LSM – If the clients know that the solicitor or barrister has a significant financial interest in a guilty plea, there will be a lack of trust. If client is advised that the evidence is overwhelming, and the client will trust that advice and that they are doing their best.
MM – A repeat offender who is likely to be guilty, then he is somebody who is much more likely to take robust advice.
LSM – the idea that client choice is luxury is not right
Question – Do you have any hard evidence to support?
All – yes, all of our experience
BW – Yes we can give case studies from CPS, defence practitioners and judiciary to say the same – that they are against the proposals.
Question – Is the consultation flawed because the people who wrote it do not practice in this area?
LSM – I would not say that is why it is flawed, but it is flawed.
MM – the system is being stripped down to a bare minimum. This needs to be reviewed, and reviewed properly.

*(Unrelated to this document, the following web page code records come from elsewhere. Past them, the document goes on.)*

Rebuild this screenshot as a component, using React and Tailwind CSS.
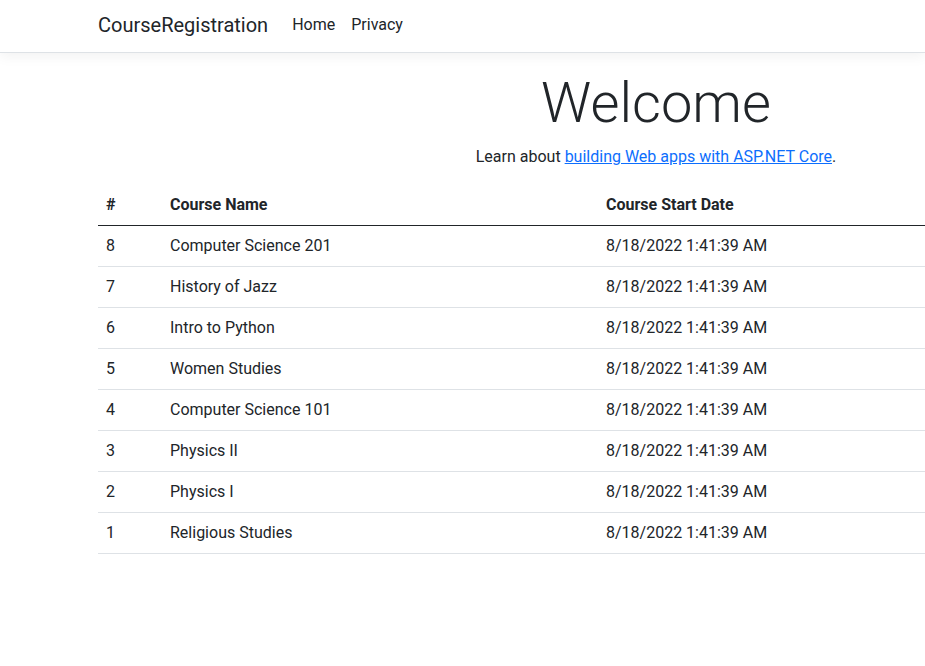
const courses = [
  { id: 8, name: "Computer Science 201" },
  { id: 7, name: "History of Jazz" },
  { id: 6, name: "Intro to Python" },
  { id: 5, name: "Women Studies" },
  { id: 4, name: "Computer Science 101" },
  { id: 3, name: "Physics II" },
  { id: 2, name: "Physics I" },
  { id: 1, name: "Religious Studies" },
];

export default function App() {
  return (
    <div className="min-h-[666px] overflow-x-hidden bg-white text-[#212529] font-['Roboto','Liberation_Sans',sans-serif]">
      <header className="border-b border-[#dee2e6] bg-white shadow-[0_4px_12px_rgba(0,0,0,0.05)] mb-[17px]">
        <nav className="ml-[86px] w-[1140px] px-3 h-[52px] flex items-center">
          <a className="text-[20px] leading-[30px] mr-4 text-[#212529] -mt-[2px]">CourseRegistration</a>
          <a className="px-2 text-[16px] leading-6 text-[#212529] -mt-[2px]">Home</a>
          <a className="px-2 text-[16px] leading-6 text-[#212529] -mt-[2px]">Privacy</a>
        </nav>
      </header>

      <main className="ml-[86px] w-[1140px] px-3 pb-3">
        <div className="text-center">
          <h1 className="text-[56px] leading-[67px] font-light mb-2">Welcome</h1>
          <p className="text-[16px] leading-6 mb-4">
            Learn about{" "}
            <a className="text-[#0d6efd] underline">building Web apps with ASP.NET Core</a>.
          </p>
        </div>

        <table className="w-full text-left text-[16px] leading-6 border-collapse">
          <thead>
            <tr className="border-b border-[#212529]">
              <th className="w-[64px] p-2 font-bold">#</th>
              <th className="w-[436px] p-2 font-bold">Course Name</th>
              <th className="p-2 font-bold">Course Start Date</th>
            </tr>
          </thead>
          <tbody>
            {courses.map((c) => (
              <tr key={c.id} className="border-b border-[#dee2e6]">
                <td className="p-2">{c.id}</td>
                <td className="p-2">{c.name}</td>
                <td className="p-2">8/18/2022 1:41:39 AM</td>
              </tr>
            ))}
          </tbody>
        </table>
      </main>
    </div>
  );
}
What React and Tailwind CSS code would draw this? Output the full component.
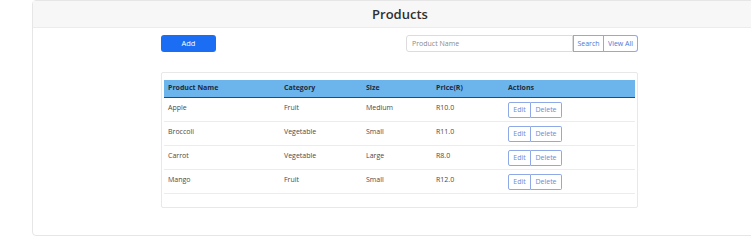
const products = [
  { name: "Apple", category: "Fruit", size: "Medium", price: "R10.0" },
  { name: "Broccoli", category: "Vegetable", size: "Small", price: "R11.0" },
  { name: "Carrot", category: "Vegetable", size: "Large", price: "R8.0" },
  { name: "Mango", category: "Fruit", size: "Small", price: "R12.0" },
];

export default function App() {
  return (
    <div
      className="w-[751px] h-[238px] overflow-hidden bg-white"
      style={{ fontFamily: '"Open Sans", "Noto Sans", sans-serif' }}
    >
      <div className="ml-[32px] w-[736px] h-[236px] border border-[#e6e6e6] rounded-sm">
        {/* header */}
        <div className="h-[27px] bg-[#f7f7f7] border-b border-[#ececec] flex items-center justify-center">
          <h1 className="text-[13px] font-semibold text-[#2f2f2f] leading-none">
            Products
          </h1>
        </div>

        {/* toolbar */}
        <div className="flex items-center mt-[7px] ml-[128px] w-[477px]">
          <button className="w-[55px] h-[17px] bg-[#1b6ef3] text-white text-[7.5px] rounded-[3px] leading-none">
            Add
          </button>
          <div className="flex ml-auto h-[17px]">
            <input
              className="w-[167px] h-full border border-[#dcdcdc] rounded-l-[3px] px-[5px] text-[7px] outline-none placeholder:text-[#8a8a8a]"
              placeholder="Product Name"
            />
            <button className="w-[31px] h-full border border-[#8fa9e6] text-[#4f76d6] text-[7px] leading-none">
              Search
            </button>
            <button className="w-[34px] h-full border border-l-0 border-[#8fa9e6] text-[#4f76d6] text-[7px] rounded-r-[3px] leading-none">
              View All
            </button>
          </div>
        </div>

        {/* table card */}
        <div className="ml-[128px] mt-[20px] w-[477px] h-[136px] border border-[#e8e8e8] rounded-[2px] px-[2px] pt-[7px]">
          <table className="w-full border-collapse text-[7px]">
            <thead>
              <tr className="bg-[#6cb5ec] h-[17px] border-b-[1.5px] border-[#34495e]">
                <th className="text-left font-bold text-[#1d2b44] pl-[4px] w-[120px]">Product Name</th>
                <th className="text-left font-bold text-[#1d2b44] w-[82px]">Category</th>
                <th className="text-left font-bold text-[#1d2b44] w-[70px]">Size</th>
                <th className="text-left font-bold text-[#1d2b44] w-[72px]">Price(R)</th>
                <th className="text-left font-bold text-[#1d2b44]">Actions</th>
              </tr>
            </thead>
            <tbody>
              {products.map((p) => (
                <tr key={p.name} className="h-[24px] border-b border-[#ececec]">
                  <td className="pl-[4px] align-top pt-[5px] text-[#4a4a4a]">{p.name}</td>
                  <td className="align-top pt-[5px] text-[#4a4a4a]">{p.category}</td>
                  <td className="align-top pt-[5px] text-[#4a4a4a]">{p.size}</td>
                  <td className="align-top pt-[5px] text-[#4a4a4a]">{p.price}</td>
                  <td className="align-top pt-[4px]">
                    <div className="flex">
                      <button className="w-[23px] h-[16px] border border-[#8fa9e6] text-[#6a8ad8] text-[7px] rounded-l-[2px] leading-none">
                        Edit
                      </button>
                      <button className="w-[31px] h-[16px] border border-l-0 border-[#8fa9e6] text-[#6a8ad8] text-[7px] rounded-r-[2px] leading-none">
                        Delete
                      </button>
                    </div>
                  </td>
                </tr>
              ))}
            </tbody>
          </table>
        </div>
      </div>
    </div>
  );
}
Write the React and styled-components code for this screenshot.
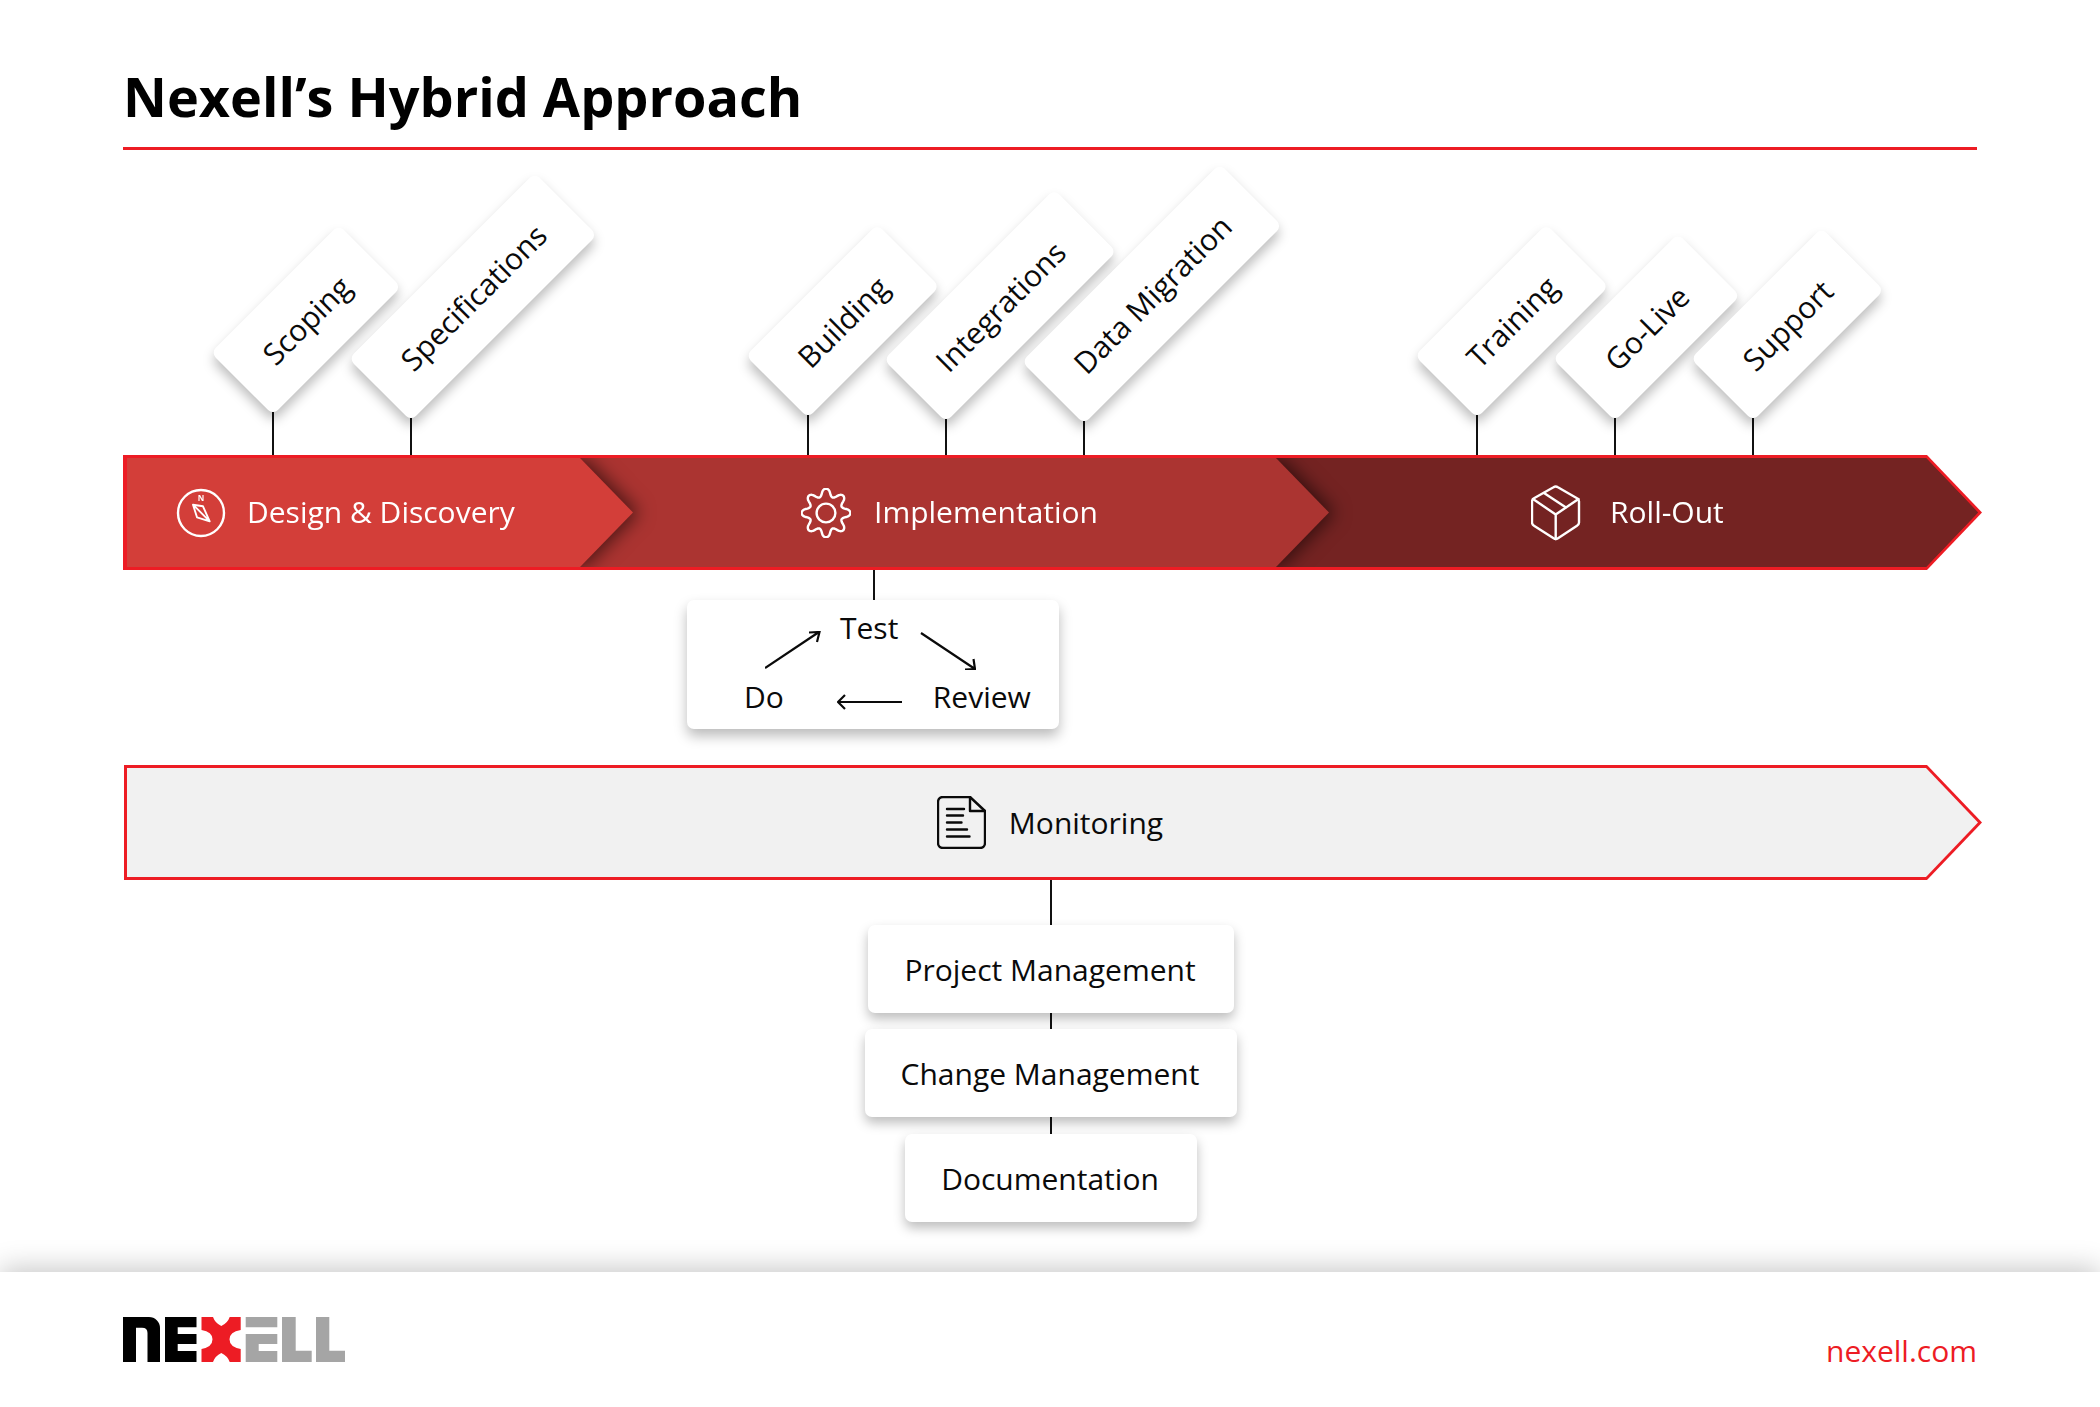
import React from 'react';
import styled, { createGlobalStyle } from 'styled-components';

const GlobalStyle = createGlobalStyle`
  html, body {
    margin: 0;
    padding: 0;
    background: #fff;
  }
  body {
    font-family: "Open Sans", "Liberation Sans", sans-serif;
    color: #0a0a0a;
  }
`;

const Page = styled.div`
  display: flex;
  flex-direction: column;
  width: 2100px;
  height: 1407px;
  overflow: hidden;
`;

const Main = styled.main`
  flex: 1;
  display: flex;
  flex-direction: column;
  padding: 59px 123px 0;
  min-height: 0;
`;

const Title = styled.h1`
  margin: 0;
  font-size: 54px;
  line-height: 74px;
  font-weight: 700;
  color: #000;
  padding-bottom: 14px;
  border-bottom: 3px solid #ed1c24;
`;

const TagRail = styled.div`
  display: flex;
  align-items: flex-end;
  height: 305px;
  padding-left: 149px;
`;

const TagGroup = styled.div`
  display: flex;
  align-items: flex-end;
  gap: 136px;
  margin-left: ${p => p.$offset || 0}px;
`;

const TagStem = styled.div`
  position: relative;
  width: 2px;
  height: ${p => p.$height}px;
  background: #111;
`;

const TagCard = styled.div`
  position: absolute;
  left: 1px;
  bottom: calc(100% - 3px);
  display: flex;
  align-items: center;
  height: 88px;
  padding: 0 36px;
  background: #fff;
  border-radius: 7px;
  font-size: 30px;
  white-space: nowrap;
  transform-origin: 0 100%;
  transform: rotate(-45deg);
  box-shadow: -5px 5px 12px rgba(0, 0, 0, 0.26);
`;

const RibbonOuter = styled.div`
  height: 115px;
  margin: 0 -5px 0 ${p => p.$inset || 0}px;
  padding: 3px 3px 3px ${p => (p.$inset ? 3 : 4)}px;
  box-sizing: border-box;
  background: #ed1c24;
  clip-path: polygon(0 0, calc(100% - 55px) 0, 100% 50%, calc(100% - 55px) 100%, 0 100%);
`;

const RibbonInner = styled.div`
  display: flex;
  height: 100%;
  background: ${p => p.$bg || '#741f1f'};
  clip-path: polygon(0 0, calc(100% - 53px) 0, calc(100% - 1px) 50%, calc(100% - 53px) 100%, 0 100%);
`;

const Segment = styled.div`
  position: relative;
  z-index: ${p => p.$z};
  flex: ${p => (p.$width ? `0 0 ${p.$width}px` : '1')};
  margin-left: ${p => p.$overlap || 0}px;
  filter: drop-shadow(6px 0 9px rgba(0, 0, 0, 0.55));
`;

const SegmentFill = styled.div`
  display: flex;
  align-items: center;
  gap: ${p => p.$gap}px;
  height: 100%;
  padding-left: ${p => p.$pad}px;
  background: ${p => p.$color};
  color: #fff;
  font-size: 30px;
  clip-path: ${p =>
    p.$last
      ? 'none'
      : 'polygon(0 0, calc(100% - 53px) 0, 100% 50%, calc(100% - 53px) 100%, 0 100%)'};
`;

const SegmentLabel = styled.span`
  position: relative;
  top: -1px;
  white-space: nowrap;
`;

const ProcessColumn = styled.div`
  display: flex;
  flex-direction: column;
  align-items: center;
  width: 372px;
  margin-left: 564px;
`;

const VStem = styled.div`
  width: 2px;
  height: ${p => p.$height}px;
  margin-left: ${p => p.$shift || 0}px;
  background: #111;
`;

const ProcessCard = styled.div`
  box-sizing: border-box;
  width: 372px;
  height: 129px;
  padding-top: 8px;
  background: #fff;
  border-radius: 7px;
  font-size: 30px;
  line-height: 40px;
  box-shadow: 0 7px 13px rgba(0, 0, 0, 0.27);
`;

const ProcessRow = styled.div`
  display: flex;
  align-items: flex-start;
  height: ${p => p.$height}px;
  padding-left: ${p => p.$pad}px;
`;

const ProcessWord = styled.span`
  margin-left: ${p => p.$left || 0}px;
`;

const ArrowIcon = styled.svg`
  flex: none;
  margin-left: ${p => p.$left || 0}px;
  margin-top: ${p => p.$top || 0}px;
  fill: none;
  stroke: #0a0a0a;
  stroke-width: 2.2;
`;

const MonitoringContent = styled.div`
  display: flex;
  align-items: center;
  justify-content: center;
  gap: 23px;
  flex: 1;
  padding-right: 6px;
  font-size: 30px;
  background: #f1f1f1;
`;

const MonitoringSpacer = styled.div`
  height: 36px;
`;

const Stack = styled.div`
  display: flex;
  flex-direction: column;
  align-items: center;
  padding-left: 2px;
`;

const StackCard = styled.div`
  position: relative;
  display: flex;
  align-items: center;
  height: 88px;
  padding: 0 38px 0 36px;
  background: #fff;
  border-radius: 7px;
  font-size: 30px;
  white-space: nowrap;
  box-shadow: 0 6px 12px rgba(0, 0, 0, 0.26);
`;

const Footer = styled.footer`
  position: relative;
  display: flex;
  justify-content: space-between;
  align-items: flex-start;
  flex: none;
  height: 135px;
  padding: 45px 123px 0;
  box-sizing: border-box;
  background: #fff;
  box-shadow: 0 -4px 26px rgba(0, 0, 0, 0.22);
`;

const SiteLink = styled.span`
  margin-top: 14px;
  font-size: 30px;
  line-height: 40px;
  color: #ed1c24;
`;

const LineIcon = styled.svg`
  display: block;
  flex: none;
  fill: none;
  stroke: ${p => p.$stroke || '#fff'};
  stroke-width: ${p => p.$weight || 2.4}px;
  stroke-linejoin: round;
  stroke-linecap: round;
`;

const gearPath = () => {
  const points = [];
  for (let i = 0; i < 160; i++) {
    const a = (i / 160) * Math.PI * 2 - Math.PI / 2;
    const wave = Math.cos(8 * (a + Math.PI / 2));
    const r = 20.6 + 3.8 * Math.sign(wave) * Math.pow(Math.abs(wave), 0.75);
    points.push(`${(25 + r * Math.cos(a)).toFixed(2)} ${(25 + r * Math.sin(a)).toFixed(2)}`);
  }
  return `M${points.join('L')}Z`;
};

const CompassIcon = () => (
  <LineIcon width="50" height="50" viewBox="-1 -1 50 50">
    <circle cx="24" cy="24" r="23" />
    <path d="M16 15.7 26 17.3 32.7 32.3 20 28.3Z M16 15.7 32.7 32.3" strokeWidth="1.9" />
    <text x="24" y="11.5" textAnchor="middle" fontSize="8" fontWeight="700" fill="#fff" stroke="none">N</text>
  </LineIcon>
);

const GearIcon = () => (
  <LineIcon width="50" height="50" viewBox="0 0 50 50">
    <path d={gearPath()} />
    <circle cx="25" cy="25" r="9.4" />
  </LineIcon>
);

const BoxIcon = () => (
  <LineIcon width="50" height="56" viewBox="-1 -1 50 56">
    <path d="M21.5 1.2a4 4 0 0 1 4.4 0L45 12.2a4 4 0 0 1 2 3.2V36.6a4 4 0 0 1-2 3.2L26 52.2a4 4 0 0 1-4.4 0L2 39.8a4 4 0 0 1-2-3.2V15.4a4 4 0 0 1 2-3.2Z" />
    <path d="M1 13 23.7 28.5 46.5 13M23.7 28.5V53M12 7 34 21.5" />
  </LineIcon>
);

const DocIcon = () => (
  <LineIcon width="49" height="53" viewBox="-1 -1 49 53" $stroke="#0a0a0a" $weight={2.4}>
    <path d="M5 0H32L47 14V46a5 5 0 0 1-5 5H5a5 5 0 0 1-5-5V5a5 5 0 0 1 5-5Z" />
    <path d="M32 0V14H47" />
    <path d="M9 12H26M9 18.500H25M9 25.500H23.500M9 32.500H29M9 39.500H31.500" />
  </LineIcon>
);

const NexellLogo = () => (
  <svg width="223" height="45" viewBox="0 0 223 45" style={{ display: 'block', flex: 'none' }}>
    <path
      fill="#000"
      d="M0 0H26A11 11 0 0 1 37 11V45H24.500V16Q24.500 10.700 19 10.700H13V45H0Z"
    />
    <path
      fill="#000"
      d="M42 0H73.500V10.300H54.700V17H73.500V27H54.700V34H73.500V45H42Z"
    />
    <path
      fill="#ed1c24"
      d="M78.500 0H90Q92 6 98.300 9Q104.700 6 106.700 0H117.700V13Q106.500 15 106.500 22.300Q106.500 30 117.700 32V45H106.700Q104.700 39 98.300 36Q92 39 90 45H78.500V32Q89.500 30 89.500 22.300Q89.500 15 78.500 13Z"
    />
    <path
      fill="#a5a5a5"
      d="M122.700 0H154.300V10.300H122.700ZM122.700 17H154.300V27H135.700V34H154.300V45H122.700Z"
    />
    <path fill="#a5a5a5" d="M159 0H172.700V33.700H188.700V45H159Z" />
    <path fill="#a5a5a5" d="M193 0H206.300V33.700H222V45H193Z" />
  </svg>
);

const tagGroups = [
  {
    offset: 0,
    tags: [
      { label: 'Scoping', stem: 43 },
      { label: 'Specifications', stem: 37 },
    ],
  },
  {
    offset: 395,
    tags: [
      { label: 'Building', stem: 40 },
      { label: 'Integrations', stem: 36 },
      { label: 'Data Migration', stem: 34 },
    ],
  },
  {
    offset: 391,
    tags: [
      { label: 'Training', stem: 40 },
      { label: 'Go-Live', stem: 37 },
      { label: 'Support', stem: 37 },
    ],
  },
];

const stackItems = [
  { label: 'Project Management', stem: 45 },
  { label: 'Change Management', stem: 16 },
  { label: 'Documentation', stem: 17 },
];

const App = () => (
  <Page>
    <GlobalStyle />
    <Main>
      <Title>Nexell’s Hybrid Approach</Title>

      <TagRail>
        {tagGroups.map(group => (
          <TagGroup key={group.tags[0].label} $offset={group.offset}>
            {group.tags.map(tag => (
              <TagStem key={tag.label} $height={tag.stem}>
                <TagCard>{tag.label}</TagCard>
              </TagStem>
            ))}
          </TagGroup>
        ))}
      </TagRail>

      <RibbonOuter>
        <RibbonInner>
          <Segment $z={3} $width={506}>
            <SegmentFill $color="#d33e39" $pad={49} $gap={21}>
              <CompassIcon />
              <SegmentLabel>Design &amp; Discovery</SegmentLabel>
            </SegmentFill>
          </Segment>
          <Segment $z={2} $width={749} $overlap={-53}>
            <SegmentFill $color="#ab3431" $pad={221} $gap={23}>
              <GearIcon />
              <SegmentLabel>Implementation</SegmentLabel>
            </SegmentFill>
          </Segment>
          <Segment $z={1} $overlap={-52}>
            <SegmentFill $color="#742322" $pad={254} $gap={29} $last>
              <BoxIcon />
              <SegmentLabel>Roll-Out</SegmentLabel>
            </SegmentFill>
          </Segment>
        </RibbonInner>
      </RibbonOuter>

      <ProcessColumn>
        <VStem $height={30} $shift={2} />
        <ProcessCard>
          <ProcessRow $height={69} $pad={78}>
            <ArrowIcon width="56" height="38" viewBox="0 0 56 38" $top={23}>
              <path d="M0 37 54 1M44 1.500 54.500 1 52 11" />
            </ArrowIcon>
            <ProcessWord $left={19}>Test</ProcessWord>
            <ArrowIcon width="56" height="38" viewBox="0 0 56 38" $left={22} $top={24}>
              <path d="M1 1 55 37M53.500 27 55 37 45 37.500" />
            </ArrowIcon>
          </ProcessRow>
          <ProcessRow $height={40} $pad={57}>
            <ProcessWord>Do</ProcessWord>
            <ArrowIcon width="65" height="16" viewBox="0 0 65 16" $left={53} $top={17}>
              <path d="M65 8H1M8 1 1 8 8 15" />
            </ArrowIcon>
            <ProcessWord $left={31}>Review</ProcessWord>
          </ProcessRow>
        </ProcessCard>
      </ProcessColumn>

      <MonitoringSpacer />

      <RibbonOuter $inset={1}>
        <RibbonInner $bg="#f1f1f1">
          <MonitoringContent>
            <DocIcon />
            <span>Monitoring</span>
          </MonitoringContent>
        </RibbonInner>
      </RibbonOuter>

      <Stack>
        {stackItems.map(item => (
          <React.Fragment key={item.label}>
            <VStem $height={item.stem} />
            <StackCard>{item.label}</StackCard>
          </React.Fragment>
        ))}
      </Stack>
    </Main>

    <Footer>
      <NexellLogo />
      <SiteLink>nexell.com</SiteLink>
    </Footer>
  </Page>
);

export default App;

Question – There are few legal aid practices in inner city suburbs, what is your view on how this will affect those companies
LSM – if they cannot scale up to be able to cover a larger area, which most of them can’t, they would have to become agents or go out of business. The problem with being an agent is that you are dependent on a contract holder who would take the most interesting cases themselves. They will be badly affected. There are firms who specialise, for example, people who are deaf or forces personnel, there are all sorts of highly skilled people who will be lost.
Question – Law Centres are pressed and stressed, assume they will not be big enough? They are absolutely essential to access to justice.
LSM – if we have enough time, we can help all of these small firms remain sustainable.
BW – in my experience, I have never seen a defendant abuse the system to delay in any way.
MM – Most offenders do comply with the system.
BW – quality is the essential ingredient.
Notes taken from start of meeting at 0930 – 1100. This was typed very quickly, so please excuse any spelling and grammar inaccuracies.